For each line of the data below that holds "this", copy the line.

[Begin Raw data]

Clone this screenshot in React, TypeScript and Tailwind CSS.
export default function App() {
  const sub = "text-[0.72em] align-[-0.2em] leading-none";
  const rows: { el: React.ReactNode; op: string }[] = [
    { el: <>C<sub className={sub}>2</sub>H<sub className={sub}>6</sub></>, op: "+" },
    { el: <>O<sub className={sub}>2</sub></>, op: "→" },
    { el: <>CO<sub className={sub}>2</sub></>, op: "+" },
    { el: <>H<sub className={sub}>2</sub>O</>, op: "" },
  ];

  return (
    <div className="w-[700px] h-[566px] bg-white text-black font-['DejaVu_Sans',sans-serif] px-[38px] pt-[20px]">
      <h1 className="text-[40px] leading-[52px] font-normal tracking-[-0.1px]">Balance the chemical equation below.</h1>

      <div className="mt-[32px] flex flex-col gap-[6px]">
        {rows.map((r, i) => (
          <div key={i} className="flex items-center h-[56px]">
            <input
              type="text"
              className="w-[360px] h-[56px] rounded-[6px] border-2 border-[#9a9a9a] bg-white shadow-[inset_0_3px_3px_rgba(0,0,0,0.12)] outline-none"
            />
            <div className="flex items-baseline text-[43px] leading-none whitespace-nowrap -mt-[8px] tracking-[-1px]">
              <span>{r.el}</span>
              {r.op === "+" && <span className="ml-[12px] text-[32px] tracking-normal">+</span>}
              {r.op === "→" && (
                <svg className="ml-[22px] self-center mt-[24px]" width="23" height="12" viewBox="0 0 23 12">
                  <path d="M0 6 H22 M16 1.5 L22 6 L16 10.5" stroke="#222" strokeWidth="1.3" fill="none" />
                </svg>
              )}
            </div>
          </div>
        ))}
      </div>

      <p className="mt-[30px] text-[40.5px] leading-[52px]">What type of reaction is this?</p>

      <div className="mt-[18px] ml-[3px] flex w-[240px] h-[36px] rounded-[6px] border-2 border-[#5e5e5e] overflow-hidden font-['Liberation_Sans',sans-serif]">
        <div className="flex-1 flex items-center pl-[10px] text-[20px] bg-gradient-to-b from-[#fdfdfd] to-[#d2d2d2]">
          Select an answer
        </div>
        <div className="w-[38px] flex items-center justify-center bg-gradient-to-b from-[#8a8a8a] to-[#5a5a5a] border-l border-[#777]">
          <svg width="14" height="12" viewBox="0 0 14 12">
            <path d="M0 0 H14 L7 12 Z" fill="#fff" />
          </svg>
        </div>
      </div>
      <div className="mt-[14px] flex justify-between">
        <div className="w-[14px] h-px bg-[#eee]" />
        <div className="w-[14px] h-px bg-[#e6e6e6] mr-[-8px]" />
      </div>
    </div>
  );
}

[End Raw data]

◆ **Written reply**:
Clone this screenshot in React, TypeScript and Tailwind CSS.
      <p className="mt-[30px] text-[40.5px] leading-[52px]">What type of reaction is this?</p>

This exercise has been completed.